We provide our services on a national basis as well as in certain international regions. We currently service tens of thousands of 
locations for various customers throughout the United States (including Puerto Rico) and Canada. Our customers generally have 
multiple locations. We continue to broaden the range of industries we serve and the nature and extent of the services we provide, 
which enables us to constantly target new customers and provide additional services to existing customers. 

Our recycling services often reduce our customers’ overall disposal costs by reducing the level of disposable material delivered to 
landfills and capturing the commodity value of their waste streams and recyclables.  We are independent of any specific materials 
hauler or recycling facility operator, which allows us to seek the best services and optimize the cost of services.   

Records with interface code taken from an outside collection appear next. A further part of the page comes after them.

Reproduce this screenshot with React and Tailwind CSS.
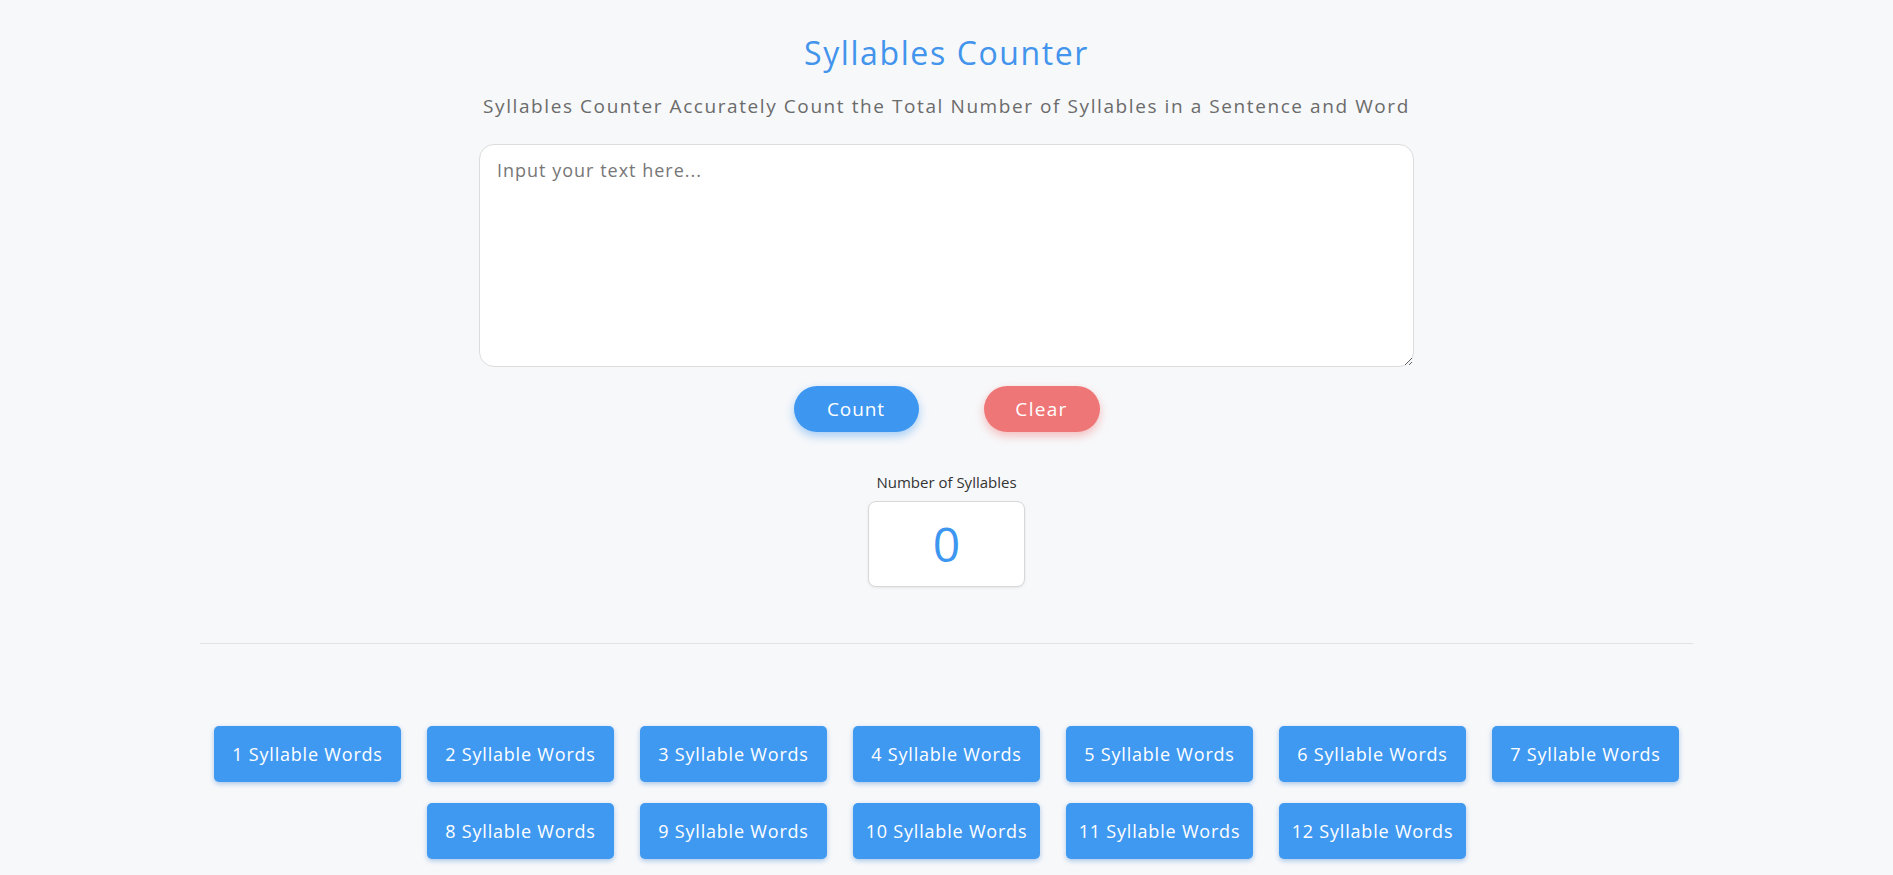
import { useState } from "react";

const wordButtons = [
  "1 Syllable Words",
  "2 Syllable Words",
  "3 Syllable Words",
  "4 Syllable Words",
  "5 Syllable Words",
  "6 Syllable Words",
  "7 Syllable Words",
  "8 Syllable Words",
  "9 Syllable Words",
  "10 Syllable Words",
  "11 Syllable Words",
  "12 Syllable Words",
];

function countSyllables(text) {
  const words = text.toLowerCase().match(/[a-z]+/g) || [];
  let total = 0;
  words.forEach((w) => {
    if (w.length <= 3) {
      total += 1;
      return;
    }
    const cleaned = w.replace(/(?:[^laeiouy]es|ed|[^laeiouy]e)$/, "").replace(/^y/, "");
    const groups = cleaned.match(/[aeiouy]{1,2}/g);
    total += groups ? groups.length : 1;
  });
  return total;
}

export default function App() {
  const [text, setText] = useState("");
  const [count, setCount] = useState(0);

  return (
    <div className="min-h-screen bg-[#f7f8fa] font-['Open_Sans',sans-serif]">
      <div className="flex flex-col items-center pt-[33px] pb-10">
        {/* Heading */}
        <h1 className="text-[32px] leading-[40px] text-[#4294ec] tracking-[1.6px]">Syllables Counter</h1>
        <p className="mt-[19px] text-[19px] leading-[28px] text-[#6b6b6b] tracking-[1.58px]">
          Syllables Counter Accurately Count the Total Number of Syllables in a Sentence and Word
        </p>

        {/* Input */}
        <textarea
          value={text}
          onChange={(e) => setText(e.target.value)}
          placeholder="Input your text here..."
          className="mt-[24px] w-[935px] h-[223px] rounded-[15px] border border-[#dcdcdc] bg-white px-[17px] py-[12px] text-[18px] leading-[27px] tracking-[1px] text-[#444] placeholder:text-[#777] outline-none"
        />

        <div className="mt-[19px] flex gap-[65px]">
          <button
            onClick={() => setCount(countSyllables(text))}
            className="w-[125px] h-[46px] rounded-full bg-[#3d97f0] text-white text-[19px] tracking-[0.9px] shadow-[0_4px_10px_rgba(61,151,240,0.45)]"
          >
            Count
          </button>
          <button
            onClick={() => {
              setText("");
              setCount(0);
            }}
            className="w-[116px] h-[46px] rounded-full bg-[#ef7676] text-white text-[19px] tracking-[1.3px] shadow-[0_4px_10px_rgba(239,118,118,0.45)]"
          >
            Clear
          </button>
        </div>

        {/* Result */}
        <div className="mt-[40px] text-[15px] leading-[20px] text-[#333]">Number of Syllables</div>
        <div className="mt-[9px] w-[157px] h-[86px] flex items-center justify-center rounded-[8px] border border-[#d8d8d8] bg-white text-[48px] text-[#3d97f0] shadow-[0_1px_3px_rgba(0,0,0,0.08)]">
          {count}
        </div>

        <hr className="mt-[56px] w-[1493px] border-t border-[#e2e2e2]" />

        {/* Word lists */}
        <div className="mt-[82px] w-[1493px] px-[14px] flex flex-wrap justify-center gap-x-[26px] gap-y-[21px]">
          {wordButtons.map((label) => (
            <a
              key={label}
              href="#"
              className="w-[187px] h-[56px] flex items-center justify-center rounded-[5px] bg-[#3f99f1] text-white text-[18px] tracking-[0.8px] shadow-[0_2px_5px_rgba(30,110,200,0.35)]"
            >
              {label}
            </a>
          ))}
        </div>
      </div>
    </div>
  );
}
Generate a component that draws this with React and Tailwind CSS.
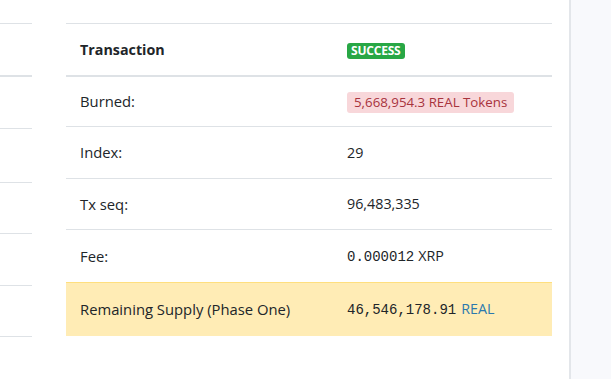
export default function App() {
  const sans = { fontFamily: '"Open Sans", "Noto Sans", sans-serif' };
  const mono = { fontFamily: '"Liberation Mono", "DejaVu Sans Mono", monospace' };
  return (
    <div className="w-[611px] h-[379px] bg-white flex overflow-hidden text-[#212529]" style={sans}>
      {/* left table fragment */}
      <div className="w-[32px] shrink-0 pt-[23px]">
        <div className="border-t border-[#dee2e6] h-[52px]" />
        <div className="border-t-2 border-[#dee2e6] h-[53px]" />
        <div className="border-t border-[#dee2e6] h-[54px]" />
        <div className="border-t border-[#dee2e6] h-[51px]" />
        <div className="border-t border-[#dee2e6] h-[52px]" />
        <div className="border-t border-[#dee2e6] h-[51px]" />
        <div className="border-t border-[#dee2e6] h-[1px]" />
      </div>
      {/* main table */}
      <div className="w-[486px] shrink-0 ml-[34px] pt-[23px] text-[14.8px]">
        <div className="border-t border-[#dee2e6] h-[52px] flex items-center">
          <div className="w-[281px] pl-[14px] font-bold text-[14.3px]">Transaction</div>
          <div>
            <span className="inline-block bg-[#28a745] text-white text-[12px] font-bold leading-[16px] px-[4px] rounded-[3px] tracking-[-0.2px]">SUCCESS</span>
          </div>
        </div>
        <div className="border-t-2 border-[#dee2e6] h-[51px] flex items-center">
          <div className="w-[281px] pl-[14px]">Burned:</div>
          <div>
            <span className="inline-block bg-[#f8d7da] text-[#a8333d] text-[13.3px] leading-[21px] px-[7px] rounded-[3px]">5,668,954.3 REAL Tokens</span>
          </div>
        </div>
        <div className="border-t border-[#dee2e6] h-[52px] flex items-center">
          <div className="w-[281px] pl-[14px]">Index:</div>
          <div className="text-[14.3px]">29</div>
        </div>
        <div className="border-t border-[#dee2e6] h-[51px] flex items-center">
          <div className="w-[281px] pl-[14px]">Tx seq:</div>
          <div className="text-[14.3px]">96,483,335</div>
        </div>
        <div className="border-t border-[#dee2e6] h-[53px] flex items-center">
          <div className="w-[281px] pl-[14px]">Fee:</div>
          <div className="text-[14.3px] flex items-baseline">
            <span style={mono} className="text-[14px]">0.000012</span>
            <span className="ml-[4px]">XRP</span>
          </div>
        </div>
        <div className="border-t border-[#ffdf7e] bg-[#ffecb5] h-[54px] flex items-center">
          <div className="w-[281px] pl-[14px]">Remaining Supply (Phase One)</div>
          <div className="text-[14.3px] flex items-baseline">
            <span style={mono} className="text-[14px]">46,546,178.91</span>
            <span className="ml-[5px] text-[#2c79ad]">REAL</span>
          </div>
        </div>
      </div>
      {/* right panel */}
      <div className="ml-[17px] flex-1 border-l-2 border-[#e3e6ea] bg-[#f8f9fc]" />
    </div>
  );
}
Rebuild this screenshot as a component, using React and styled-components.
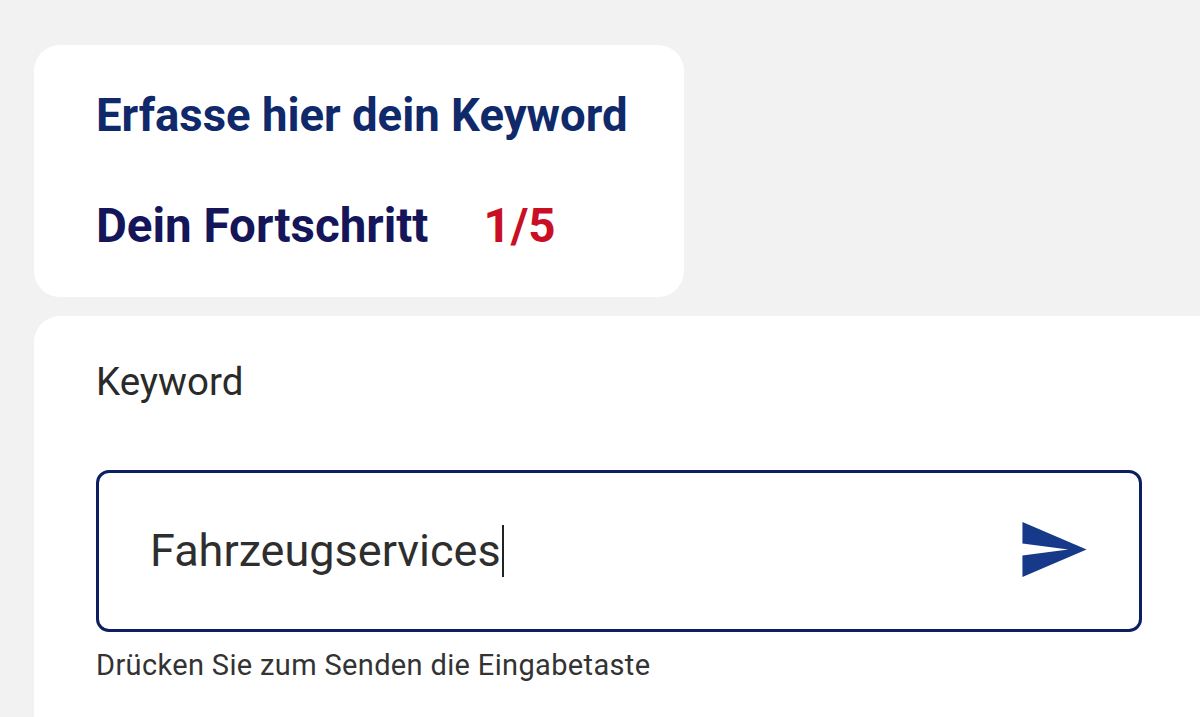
import React from "react";
import styled, { createGlobalStyle } from "styled-components";

const Global = createGlobalStyle`
  html, body { margin: 0; padding: 0; background: #f2f2f2; overflow: hidden; }
  body { font-family: Roboto, "Noto Sans", sans-serif; }
`;

const Page = styled.div`
  width: 1200px;
  height: 717px;
  padding: 45px 0 0 34px;
  box-sizing: border-box;
  display: flex;
  flex-direction: column;
  gap: 19px;
  overflow: hidden;
`;

const HeaderCard = styled.section`
  width: 650px;
  height: 252px;
  box-sizing: border-box;
  background: #fff;
  border-radius: 26px;
  padding: 45px 0 0 62px;
  display: flex;
  flex-direction: column;
  gap: 58px;
`;

const Title = styled.h1`
  margin: 0;
  font-size: 45.5px;
  line-height: 52px;
  font-weight: 700;
  color: #10296b;
`;

const ProgressRow = styled.div`
  display: flex;
  align-items: baseline;
  gap: 55px;
  font-size: 47.5px;
  line-height: 52px;
  font-weight: 700;
`;

const ProgressLabel = styled.span`
  color: #15165a;
`;

const ProgressValue = styled.span`
  color: #c80f24;
`;

const FormCard = styled.section`
  width: 1200px;
  flex: 1;
  background: #fff;
  border-radius: 26px 26px 0 0;
  box-sizing: border-box;
  padding: 44px 0 0 62px;
`;

const Label = styled.div`
  font-size: 38.5px;
  line-height: 44px;
  color: #2a2a2a;
  margin-bottom: 66px;
`;

const InputBox = styled.div`
  width: 1046px;
  height: 162px;
  box-sizing: border-box;
  border: 3px solid #0c1f5e;
  border-radius: 13px;
  display: flex;
  align-items: center;
  padding: 0 52px 0 51px;
`;

const Value = styled.div`
  flex: 1;
  font-size: 45px;
  line-height: 52px;
  color: #2e2e2e;
  display: flex;
  align-items: center;
`;

const Caret = styled.span`
  display: inline-block;
  width: 2px;
  height: 52px;
  background: #222;
  margin-left: 1px;
`;

const SendButton = styled.button`
  border: none;
  background: none;
  padding: 0;
  display: flex;
  cursor: pointer;
  margin-top: -4px;
`;

const Hint = styled.div`
  margin-top: 16px;
  font-size: 29px;
  line-height: 34px;
  letter-spacing: 0.35px;
  color: #333;
`;

export default function App() {
  return (
    <>
      <Global />
      <Page>
        <HeaderCard>
          <Title>Erfasse hier dein Keyword</Title>
          <ProgressRow>
            <ProgressLabel>Dein Fortschritt</ProgressLabel>
            <ProgressValue>1/5</ProgressValue>
          </ProgressRow>
        </HeaderCard>
        <FormCard>
          <Label>Keyword</Label>
          <InputBox>
            <Value>
              Fahrzeugservices
              <Caret />
            </Value>
            <SendButton aria-label="Senden">
              <svg width="65" height="55" viewBox="2 3 21 18">
                <path d="M2.01 21L23 12 2.01 3 2 10l15 2-15 2z" fill="#17398a" />
              </svg>
            </SendButton>
          </InputBox>
          <Hint>Drücken Sie zum Senden die Eingabetaste</Hint>
        </FormCard>
      </Page>
    </>
  );
}
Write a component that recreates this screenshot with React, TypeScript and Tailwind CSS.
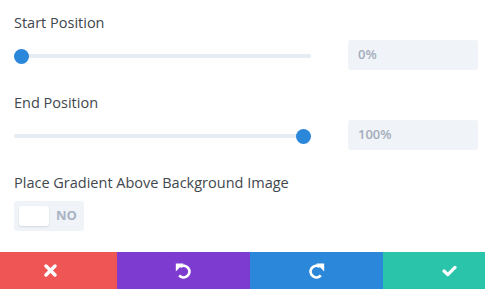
import { useState } from "react";

function Slider({ value }: { value: number }) {
  return (
    <div className="relative h-[30px] w-[297px]">
      <div className="absolute left-0 right-0 top-[14px] h-[4px] rounded-full bg-[#e6ecf4]" />
      <div
        className="absolute top-[9px] h-[15px] w-[15px] rounded-full bg-[#2b87da]"
        style={{ left: `calc(${value}% - ${(value / 100) * 15}px)` }}
      />
    </div>
  );
}

function PositionField({ label, value }: { label: string; value: number }) {
  return (
    <div>
      <div className="h-5 text-[14.5px] leading-5 text-[#41474d]">{label}</div>
      <div className="mt-[7.5px] flex items-center">
        <Slider value={value} />
        <div className="ml-[37px] flex h-[30px] w-[130px] items-center rounded-[3px] bg-[#f0f3f8] pl-[10px] text-[13px] font-semibold text-[#a3adbb]">
          {value}%
        </div>
      </div>
    </div>
  );
}

function XIcon() {
  return (
    <svg width="13" height="13" viewBox="0 0 13 13">
      <path d="M2 2 L11 11 M11 2 L2 11" stroke="white" strokeWidth="3.4" strokeLinecap="round" />
    </svg>
  );
}

function UndoIcon({ flip }: { flip?: boolean }) {
  return (
    <svg width="17" height="16" viewBox="0 0 17 16" style={flip ? { transform: "scaleX(-1)" } : undefined}>
      <path d="M5.2 3.8 A5.8 5.8 0 1 1 4.2 12.3" fill="none" stroke="white" strokeWidth="2.8" />
      <path d="M0.8 0.6 L8.6 0.6 L0.8 8.4 Z" fill="white" />
    </svg>
  );
}

function CheckIcon() {
  return (
    <svg width="15" height="12" viewBox="0 0 15 12">
      <path d="M2 6 L5.8 9.6 L13 2.4" fill="none" stroke="white" strokeWidth="3.2" strokeLinejoin="round" strokeLinecap="round" />
    </svg>
  );
}

export default function App() {
  const [on, setOn] = useState(false);

  return (
    <div className="flex h-[289px] w-[485px] flex-col overflow-hidden bg-white font-['Open_Sans',sans-serif]">
      <div className="flex-1 pl-[14px] pt-[12.5px]">
        <PositionField label="Start Position" value={0} />
        <div className="mt-[22.5px]">
          <PositionField label="End Position" value={100} />
        </div>
        <div className="mt-[22.5px]">
          <div className="h-5 text-[14.5px] leading-5 text-[#41474d]">
            Place Gradient Above Background Image
          </div>
          <button
            type="button"
            onClick={() => setOn(!on)}
            className="mt-[8.5px] flex h-[30px] w-[70px] items-center rounded-[3px] bg-[#f0f3f8] pl-[5px]"
          >
            <span className="h-[20px] w-[30px] rounded-[3px] bg-white shadow-[0_1px_2px_rgba(0,0,0,0.12)]" />
            <span className="ml-[7px] text-[13px] font-bold text-[#a9b4c3]">NO</span>
          </button>
        </div>
      </div>
      <div className="h-[37px] overflow-hidden">
        <div className="ml-[-16px] flex h-full w-[532px]">
          <button type="button" className="flex w-[133px] items-center justify-center bg-[#ef5555]">
            <XIcon />
          </button>
          <button type="button" className="flex w-[133px] items-center justify-center bg-[#7e3bd0]">
            <UndoIcon />
          </button>
          <button type="button" className="flex w-[133px] items-center justify-center bg-[#2b87da]">
            <UndoIcon flip />
          </button>
          <button type="button" className="flex w-[133px] items-center justify-center bg-[#29c4a9]">
            <CheckIcon />
          </button>
        </div>
      </div>
    </div>
  );
}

We provide certain industries and businesses with specialized services, such as the following: 

•  Automotive, Fleet and Industry Services. We provide a selection of services or a turn-key option involving the handling of 

scrap tires, HDPE plastics, used oil, used oil filters, parts cleaners, paint wastes, industrial fluids, used antifreeze, 
hazardous waste, and chemicals. 

•  Construction Services. We help construction site managers across the United States recycle construction waste, including 

cardboard, plastics, metal, drywall, and concrete.  In addition, we provide temporary containers, offices, toilets, eye 
washing stations, and water holding tanks.  

•  Solid Waste. We began offering solid waste collection as a way of becoming a one-stop shop for existing and prospective 

customers. The solid waste business provides incremental revenue streams, rounds out our offerings, and provides 
opportunities to expand into other specialized services. 

Landfill Diversion of Food Waste 

According to the EPA and the U.S. Department of Agriculture, approximately one-third of the nation’s food, or about 133 billion 
pounds of food per year, goes to waste. The EPA has found that discarded food is one of the largest components (depending on 
classification) of the nation’s solid waste. The issue of how to reduce such waste is critical. We are currently developing targeted 
programs, based on our Reduce-Reuse-Recycle-Manage platform, to address these issues.  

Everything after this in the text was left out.